沈一莲根本不等通传,直接冲进了屋子里面,见得魏谨裸/着上身,肩膀上、腰间裹着绷带,他坐在床上,身前单膝下跪着好几名身穿金甲的御林军将领正向着魏谨在汇报着什么。
沈一莲一怔,看得出自己进来的时机有些不妥,正欲行礼,就见魏谨摆了摆手,指了指一旁的椅子,示意沈一莲不必多礼,坐在那里便可。
沈一莲点了点头,坐在了那张椅子上,几名将领看了一眼沈一莲欲言又止,似乎是有些话不方便说。

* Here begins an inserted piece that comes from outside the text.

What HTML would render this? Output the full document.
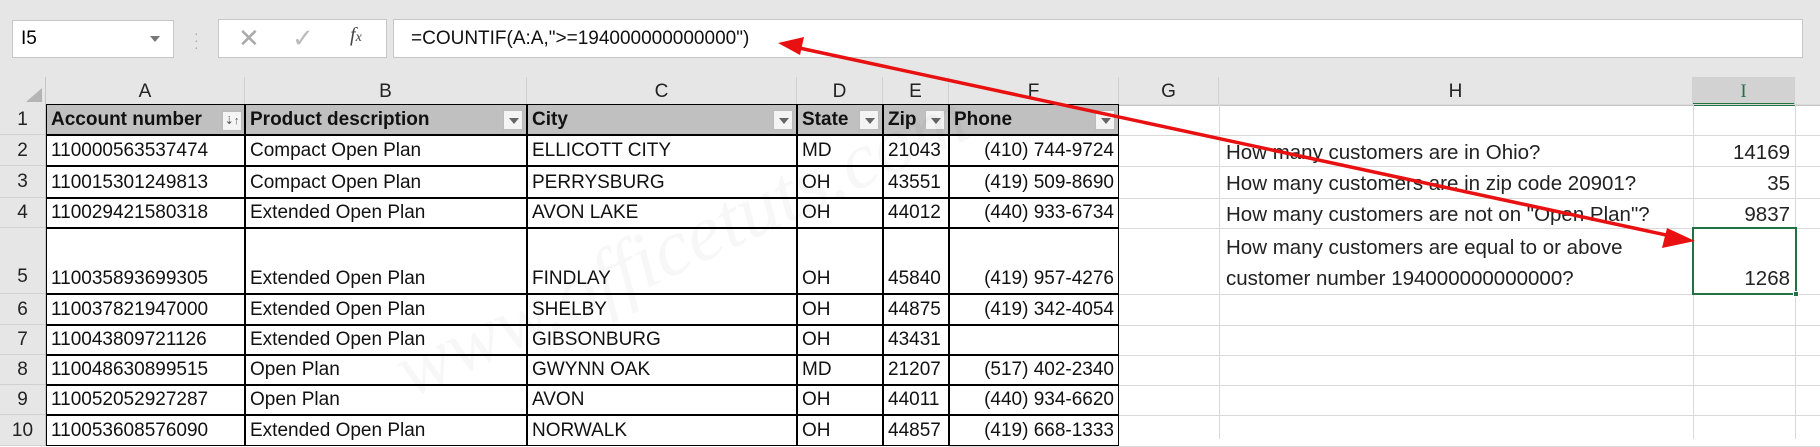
<!DOCTYPE html>
<html><head><meta charset="utf-8"><style>
*{margin:0;padding:0;box-sizing:border-box}
body{width:1820px;height:439px;overflow:hidden;background:#fff;position:relative;font-family:"Liberation Sans",Arial,sans-serif}
.a{position:absolute}
.tb{left:0;top:0;width:1820px;height:77px;background:#e6e6e6}
.box{background:#fff;border:1px solid #c6c6c6}
.ch{top:77px;height:29px;background:#e6e6e6;border-right:1px solid #d0d0d0;border-bottom:1px solid #c6c6c6;text-align:center;font-size:19px;line-height:29px;color:#222}
.rh{left:0;width:46px;background:#e6e6e6;border-bottom:1px solid #d0d0d0;border-right:1px solid #c6c6c6;text-align:center;font-size:19px;color:#222}
.c{font-size:19px;color:#111;white-space:nowrap;overflow:hidden;padding:0 4px;display:flex;align-items:flex-end;padding-bottom:3px}
.hd{font-weight:bold;background:#c0c0c0;font-size:19px}
.dd{position:absolute;right:3px;top:5px;width:20px;height:20px;background:#f4f4f4;border:1px solid #bbb}
.dd:after{content:"";position:absolute;left:5px;top:7px;border-left:5px solid transparent;border-right:5px solid transparent;border-top:6px solid #666}
.gl{background:#d9d9d9}
.q{font-size:20.5px;color:#222;transform-origin:left;}
</style></head><body>
<div class="a tb"></div>
<div class="a box" style="left:12px;top:20px;width:162px;height:38px;font-size:19px;padding:7px 8px">I5</div>
<div class="a" style="left:150px;top:36px;border-left:5px solid transparent;border-right:5px solid transparent;border-top:6px solid #777"></div>
<div class="a" style="left:194px;top:30px;color:#aaa;font-size:14px;line-height:7px">·<br>·<br>·</div>
<div class="a box" style="left:218px;top:19px;width:169px;height:39px"></div>
<div class="a" style="left:238px;top:23px;font-size:26px;color:#aaa">✕</div>
<div class="a" style="left:292px;top:23px;font-size:26px;color:#bbb">✓</div>
<div class="a" style="left:350px;top:24px;font-size:20px;font-style:italic;font-family:'Liberation Serif',serif;color:#444">f<span style="font-size:14px">x</span></div>
<div class="a box" style="left:393px;top:19px;width:1410px;height:39px;font-size:19px;padding:8px 17px;color:#111">=COUNTIF(A:A,"&gt;=194000000000000")</div>

<div class="a" style="left:0;top:77px;width:46px;height:29px;background:#e6e6e6;border-right:1px solid #c6c6c6;border-bottom:1px solid #c6c6c6"></div>
<div class="a" style="left:26px;top:88px;border-left:16px solid transparent;border-bottom:14px solid #b4b4b4"></div>
<div class="a ch" style="left:46px;width:199px">A</div>
<div class="a ch" style="left:245px;width:282px">B</div>
<div class="a ch" style="left:527px;width:270px">C</div>
<div class="a ch" style="left:797px;width:86px">D</div>
<div class="a ch" style="left:883px;width:66px">E</div>
<div class="a ch" style="left:949px;width:170px">F</div>
<div class="a ch" style="left:1119px;width:100px">G</div>
<div class="a ch" style="left:1219px;width:474px">H</div>
<div class="a ch" style="left:1693px;width:102px;background:#d2d2d2;border-bottom:3px solid #217346;color:#217346;font-family:'Liberation Serif',serif">I</div>
<div class="a ch" style="left:1795px;width:25px;border-right:none"></div>

<div id="grid"></div>
<script>
var rows=[[104,135],[135,166],[166,198],[198,228],[228,294],[294,325],[325,355],[355,385],[385,415],[415,446]];
var cols=[46,245,527,797,883,949,1119,1219,1693,1795];
var data=[
["1","Account number","Product description","City","State","Zip","Phone"],
["2","110000563537474","Compact Open Plan","ELLICOTT CITY","MD","21043","(410) 744-9724"],
["3","110015301249813","Compact Open Plan","PERRYSBURG","OH","43551","(419) 509-8690"],
["4","110029421580318","Extended Open Plan","AVON LAKE","OH","44012","(440) 933-6734"],
["5","110035893699305","Extended Open Plan","FINDLAY","OH","45840","(419) 957-4276"],
["6","110037821947000","Extended Open Plan","SHELBY","OH","44875","(419) 342-4054"],
["7","110043809721126","Extended Open Plan","GIBSONBURG","OH","43431",""],
["8","110048630899515","Open Plan","GWYNN OAK","MD","21207","(517) 402-2340"],
["9","110052052927287","Open Plan","AVON","OH","44011","(440) 934-6620"],
["10","110053608576090","Extended Open Plan","NORWALK","OH","44857","(419) 668-1333"]];
var h='';
for(var i=0;i<rows.length;i++){h+='<div class="a gl" style="left:949px;top:'+(rows[i][1])+'px;width:871px;height:1px"></div>';}
h+='<div class="a gl" style="left:1119px;top:104px;width:701px;height:1px"></div>';
[1219,1693,1795].forEach(function(x){h+='<div class="a gl" style="left:'+x+'px;top:104px;width:1px;height:335px"></div>';});
for(var i=0;i<rows.length;i++){
 var t=rows[i][0],b=rows[i][1],hh=b-t;
 h+='<div class="a rh" style="top:'+t+'px;height:'+hh+'px;line-height:'+(i==4?(hh*2-34):hh)+'px">'+data[i][0]+'</div>';
 for(var j=1;j<7;j++){
  var l=cols[j-1],w=cols[j]-l;
  var cls='a c'+(i==0?' hd':'');
  var st='left:'+l+'px;top:'+t+'px;width:'+w+'px;height:'+hh+'px;border:1.5px solid #000;';
  if(j==6&&i>0)st+='justify-content:flex-end;';
  var txt=data[i][j];
  if(i==0){txt+= '<span class="dd"></span>';st+='position:absolute;';}
  h+='<div class="'+cls+'" style="'+st+'">'+txt+'</div>';
 }
}
document.getElementById('grid').innerHTML=h;
</script>
<div class="a" style="left:222px;top:111px;width:20px;height:20px;background:#f4f4f4;border:1px solid #bbb;font-size:11px;line-height:18px;text-align:center;color:#555">⇣↑</div>

<div class="a q" style="left:1226px;top:141px">How many customers are in Ohio?</div>
<div class="a q" style="left:1226px;top:172px">How many customers are in zip code 20901?</div>
<div class="a q" style="left:1226px;top:203px">How many customers are not on "Open Plan"?</div>
<div class="a q" style="left:1226px;top:236px">How many customers are equal to or above</div>
<div class="a q" style="left:1226px;top:267px">customer number 194000000000000?</div>
<div class="a q" style="left:1693px;top:141px;width:97px;text-align:right">14169</div>
<div class="a q" style="left:1693px;top:172px;width:97px;text-align:right">35</div>
<div class="a q" style="left:1693px;top:203px;width:97px;text-align:right">9837</div>
<div class="a q" style="left:1693px;top:267px;width:97px;text-align:right">1268</div>
<div class="a" style="left:1692px;top:227px;width:105px;height:68px;border:2px solid #217346"></div>
<div class="a" style="left:1793px;top:291px;width:6px;height:6px;background:#217346;border:1px solid #fff"></div>

<div class="a" style="left:400px;top:330px;font-size:80px;font-style:italic;color:rgba(0,0,0,0.03);transform:rotate(-25deg);transform-origin:left;font-family:'Liberation Serif',serif">www.officetuts.com</div>

<svg class="a" style="left:0;top:0" width="1820" height="439">
<g stroke="#e81010" stroke-width="3.5" fill="#e81010">
<line x1="790" y1="46" x2="1680" y2="238"/>
<polygon points="778,43 804,37 800,55" stroke="none"/>
<polygon points="1695,241 1667,228 1662,248" stroke="none"/>
</g>
</svg>
</body></html>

“但说无妨。”魏谨看了出来,开口说道,这些事情没有必要隐瞒沈一莲。
“禀陛下,此次共斩敌首近千人。”
“禀陛下,青衣罗刹、重棍手、小人剑、鬼弓手皆伏尸。”
……
几名将领接连汇报,魏谨点了点头,算是知晓了皇宫中的伤亡,开口说道:“都退下吧。”
“是陛下。”
几人恭敬的说道,退出了房间,沈一莲听了几名将领的话,倒抽了一口凉气,竟然死了近千人。
魏谨看向了沈一莲,开口问道:“这么紧张,出了何事?”
魏谨还能看到沈一莲安然无恙的站在这里,心里已经是很欣慰了。